On 5/18/2015 11:07 AM, santosh shilimkar wrote:
> On 5/17/2015 6:26 PM, Ming Lei wrote:
>> Hi Santosh,
>>
>> Thanks for your report!
>>
>> On Sun, May 17, 2015 at 4:13 AM, santosh shilimkar
>> <santosh.shilimkar@oracle.com> wrote:
>>> Hi Ming Lei, Jens,
>>>
>>> While doing few tests with recent kernels with Xen Server,
>>> we saw guests(DOMU) disk image getting corrupted while booting it.
>>> Strangely the issue is seen so far only with disk image over ocfs2
>>> volume. If the same image kept on the EXT3/4 drive, no corruption
>>> is observed. The issue is easily reproducible. You see the flurry
>>> of errors while guest is mounting the file systems.
>>>
>>> After doing some debug and bisects, we zeroed down the issue with
>>> commit "b5dd2f6 block: loop: improve performance via blk-mq". With
>>> that commit reverted the corruption goes away.
>>>
>>> Some more details on the test setup:
>>> 1. OVM(XEN) Server kernel(DOM0) upgraded to more recent kernel
>>> which includes commit b5dd2f6. Boot the Server.
>>> 2. On DOM0 file system create a ocfs2 volume
>>> 3. Keep the Guest(VM) disk image on ocfs2 volume.
>>> 4. Boot guest image. (xm create vm.cfg)
>>
>> I am not familiar with xen, so is the image accessed via
>> loop block inside of guest VM? Is he loop block created
>> in DOM0 or guest VM?
>>
> Guest.

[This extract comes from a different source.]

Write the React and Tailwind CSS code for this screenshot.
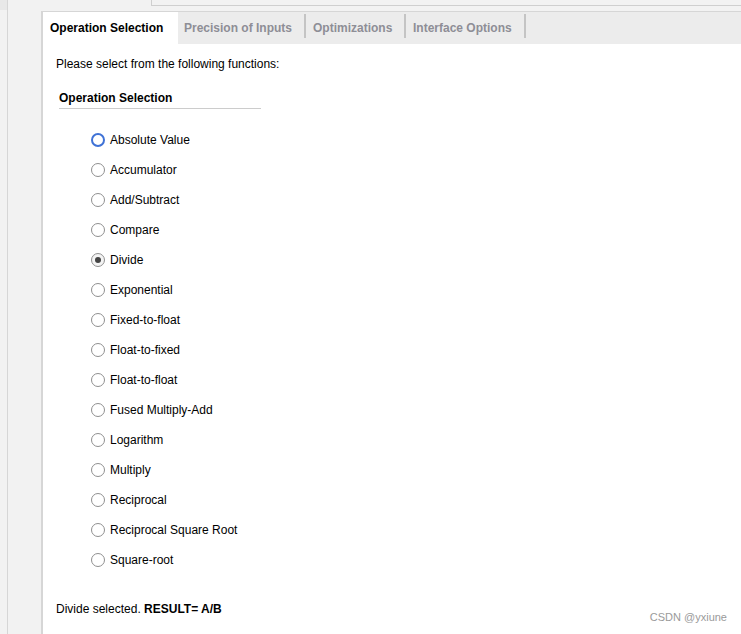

The Guest disk image is represented as a file by loop
> device.
>
>>> 5. Observe the VM boot console log. VM itself use the EXT3 fs.
>>> You will see errors like below and after this boot, that file
>>> system/disk-image gets corrupted and mostly won't boot next time.
>>
>> OK, that means the image is corrupted by VM booting.
>>
> Right
>
> [...]
>
>>>
>>>  From the debug of the actual data on the disk vs what is read by
>>> the guest VM, we suspect the *reads* are actually not going all
>>> the way to disk and possibly returning the wrong data. Because
>>> the actual data on ocfs2 volume at those locations seems
>>> to be non-zero where as the guest seems to be read it as zero.
>>
>> Two big changes in the patchset are: 1) use blk-mq request based IO;
>> 2) submit I/O concurrently(write vs. write is still serialized)
>>
>> Could you apply the patch in below link to see if it can fix the issue?
>> BTW, this patch only removes concurrent submission.
>>
>> http://marc.info/?t=143093223200004&r=1&w=2
>>
> What kernel is this patch generated against ? It doesn't apply against
> v4.0. Does this need the AIO/DIO conversion patches as well. Do you
> have the dependent patch-set I can't apply it against v4.0.
>
Anyways, I created patch(end of the email) against v4.0, based on your 
patch and tested it. The corruption is no more seen so it does fix
the issue after backing out concurrent submission changes from
commit b5dd2f6. Let me know whats you plan with it since linus
tip as well as v4.0 needs this fix.

Regards,
Santosh

[1]
---
  drivers/block/loop.c |   89 
+++++++++++++++++--------------------------------
  drivers/block/loop.h |    9 ++---
  2 files changed, 35 insertions(+), 63 deletions(-)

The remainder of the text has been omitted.